**What the task requires:** Reproduce exactly the lines starting at the line that contains "Give me the" and ending at the line that contains "import React from". Omit pictures.

**Input material:**
▽
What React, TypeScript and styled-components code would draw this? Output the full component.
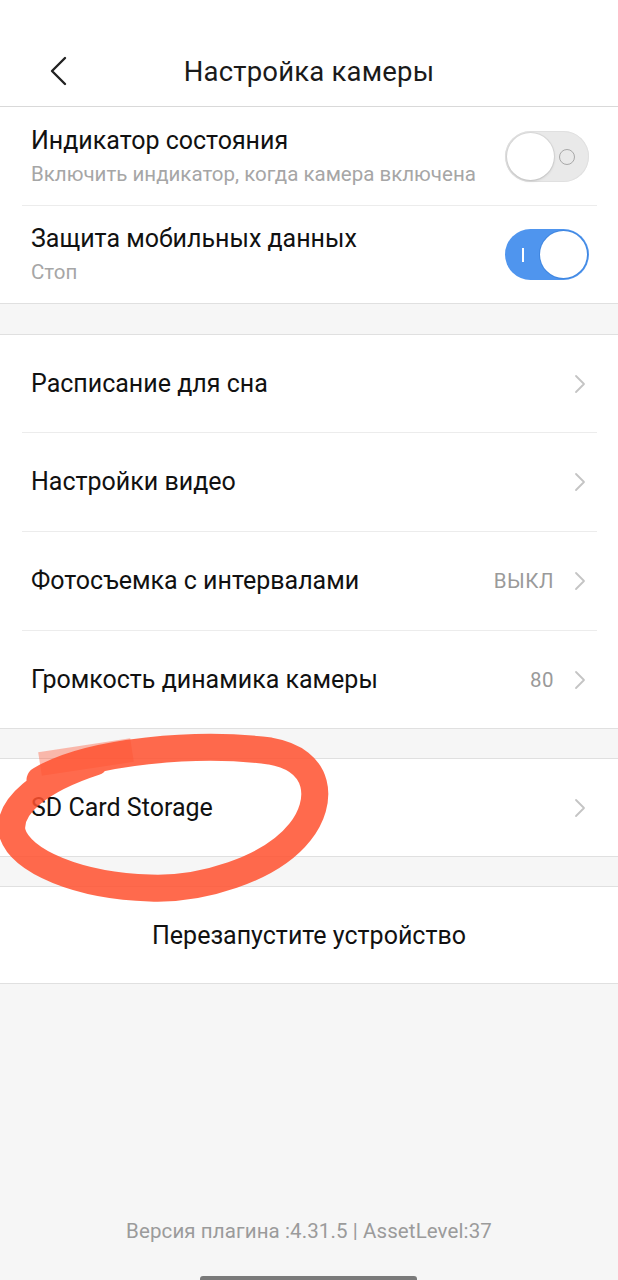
△
▽
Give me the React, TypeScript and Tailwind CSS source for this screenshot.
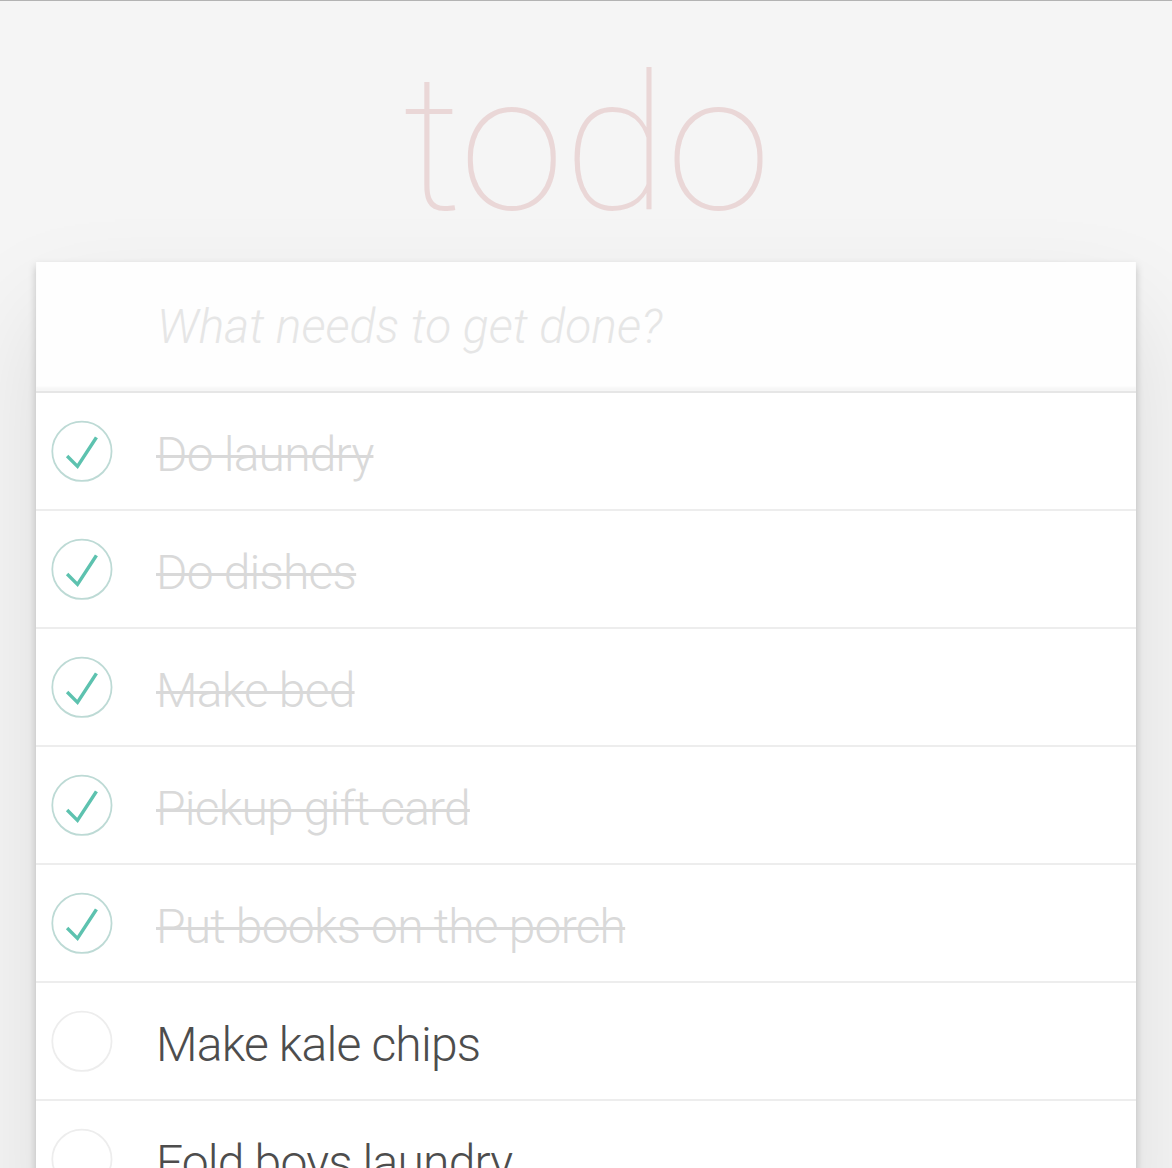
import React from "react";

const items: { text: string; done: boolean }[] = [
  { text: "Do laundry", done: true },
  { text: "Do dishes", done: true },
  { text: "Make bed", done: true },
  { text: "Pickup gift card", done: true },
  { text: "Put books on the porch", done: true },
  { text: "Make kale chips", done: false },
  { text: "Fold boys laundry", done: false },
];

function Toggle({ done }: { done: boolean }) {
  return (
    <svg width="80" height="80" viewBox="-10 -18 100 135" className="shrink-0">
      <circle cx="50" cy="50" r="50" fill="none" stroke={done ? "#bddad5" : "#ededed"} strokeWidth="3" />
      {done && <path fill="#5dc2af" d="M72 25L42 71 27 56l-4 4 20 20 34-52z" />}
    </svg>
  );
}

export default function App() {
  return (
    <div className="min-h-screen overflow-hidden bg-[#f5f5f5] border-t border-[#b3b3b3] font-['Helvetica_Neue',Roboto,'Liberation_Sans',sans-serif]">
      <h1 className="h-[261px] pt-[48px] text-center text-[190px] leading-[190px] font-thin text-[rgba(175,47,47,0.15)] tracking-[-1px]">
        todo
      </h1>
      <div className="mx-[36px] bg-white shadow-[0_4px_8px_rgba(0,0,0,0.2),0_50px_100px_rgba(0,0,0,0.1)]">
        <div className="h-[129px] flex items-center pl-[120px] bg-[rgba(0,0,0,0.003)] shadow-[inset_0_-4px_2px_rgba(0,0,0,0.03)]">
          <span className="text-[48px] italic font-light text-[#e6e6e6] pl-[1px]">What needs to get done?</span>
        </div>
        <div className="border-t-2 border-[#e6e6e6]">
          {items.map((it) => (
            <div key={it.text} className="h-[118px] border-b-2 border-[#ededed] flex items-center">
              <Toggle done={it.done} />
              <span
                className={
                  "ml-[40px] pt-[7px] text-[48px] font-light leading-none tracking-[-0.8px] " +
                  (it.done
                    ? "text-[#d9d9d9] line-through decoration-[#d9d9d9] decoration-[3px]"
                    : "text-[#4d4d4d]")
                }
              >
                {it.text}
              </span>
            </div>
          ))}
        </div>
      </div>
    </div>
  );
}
△
**Response:**
Give me the React, TypeScript and Tailwind CSS source for this screenshot.
import React from "react";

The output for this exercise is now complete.